Inutile de tenter de la déjouer, c'est elle qui décidera le moment du départ.

Robert Riel

LE TEMPS PERDU... DANS LE TRAFIC

«Le temps passe. Et chaque fois qu'il y a du temps qui passe, il y a quelque chose qui s'efface», affirme Jules Romain.

On connaît la maxime: le temps, c'est de l'argent. Beaucoup considèrent le temps comme une denrée encore plus précieuse que l'argent. Bien qu'il existe toujours des impondérables, comme les files d'attente aux urgences, dans les cliniques et hôpitaux, il n'en demeure pas moins que l'on devrait continuer à chercher des façons de sauver du temps, autant qu'on le fait pour accumuler plus de revenus.

De toutes les situations qui nous subtilisent du temps, le bouchon de circulation est celle qui semble horripiler le plus de gens.
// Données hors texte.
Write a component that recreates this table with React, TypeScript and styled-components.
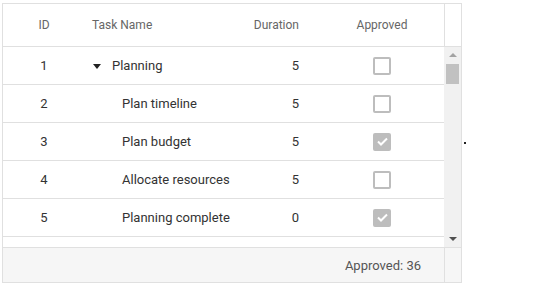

Les déplacements en voiture dans la province deviennent de plus en plus chronophages.

On nous apprend à gérer notre temps de façon parcimonieuse, mais nous perdons plusieurs heures dans des embouteillages. Selon une étude publiée dans La Presse, les résidants de la couronne Nord de Montréal perdent en moyenne six jours par année à cause de la congestion routière. Et les prochains travaux vont empirer la situation.

Pensons à l'impact des sautes d'humeur sur notre système nerveux. Il faut se rendre à l'évidence, certains d'entre nous devront envisager sérieusement d'autres options plus économiques et surtout moins consommatrices de temps.
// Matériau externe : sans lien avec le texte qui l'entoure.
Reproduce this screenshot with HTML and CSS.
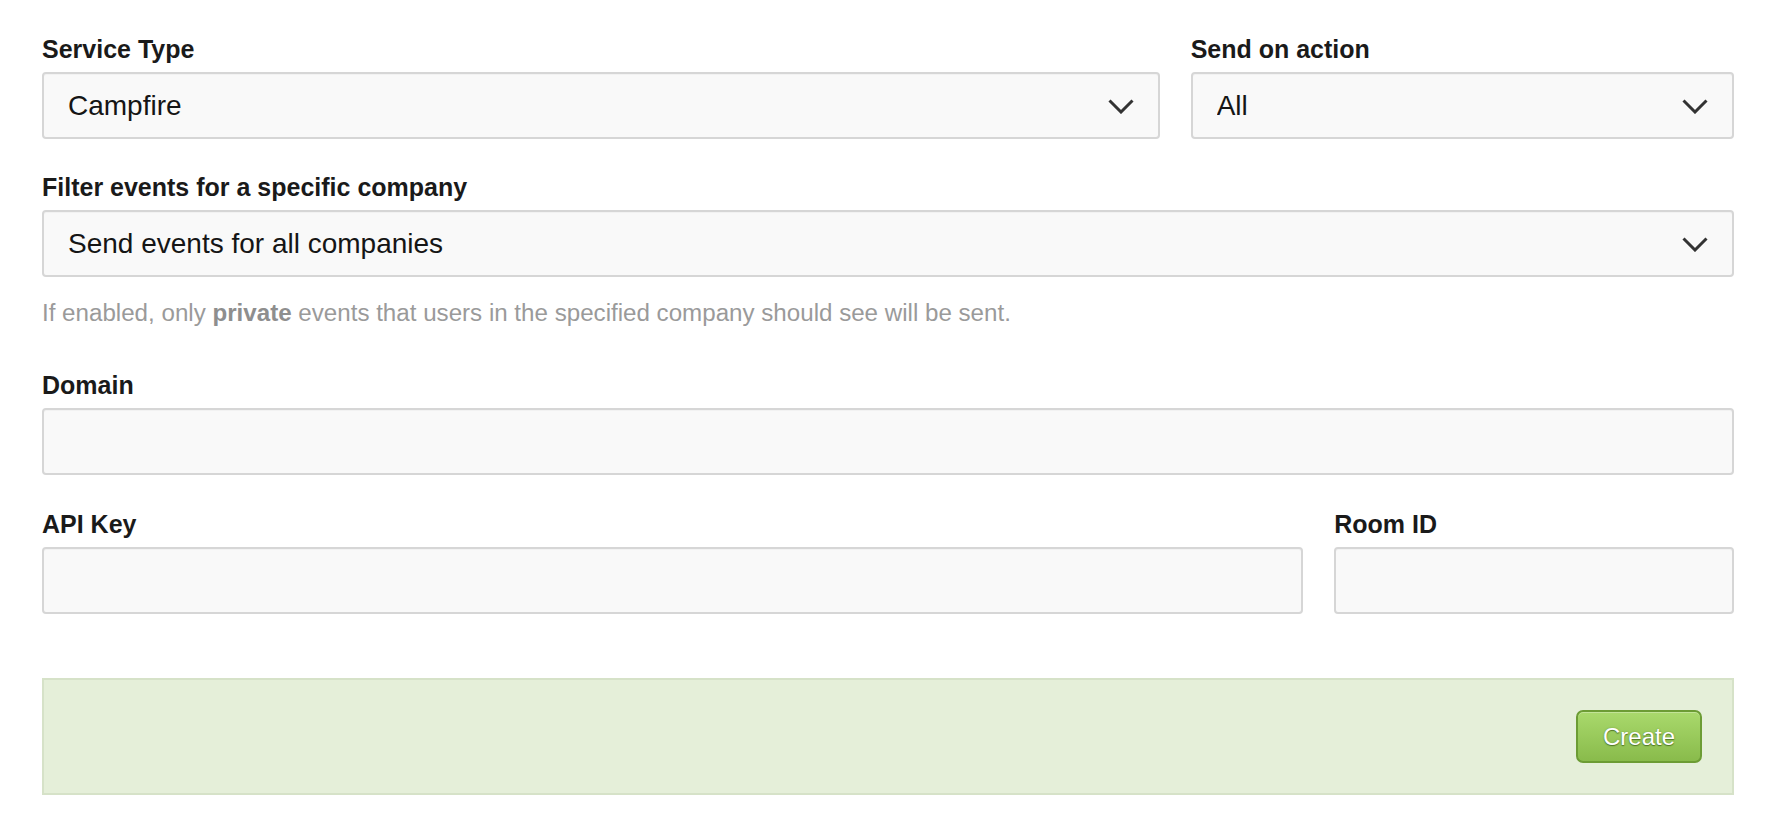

Autant les utilisateurs du réseau routier devront toujours faire preuve de patience, autant les autorités responsables des travaux de réfection devront porter une attention particulière aux conséquences des projets routiers et à la façon de réduire les embouteillages. Nous apprenions récemment que le parc de véhicules dans le monde était estimé à 800 millions en 2010 et pourrait atteindre 1,2 milliard dans 10 ans. Par conséquent, il est urgent de trouver des solutions de rechange qui grugent moins de temps.

«Le temps que l'on perd ne revient pas; le temps qu'on gagne non plus d'ailleurs», écrit le romancier Jean-Marie Poupart. De temps en temps, réfléchissons afin de bien saisir les impacts du temps qui passe.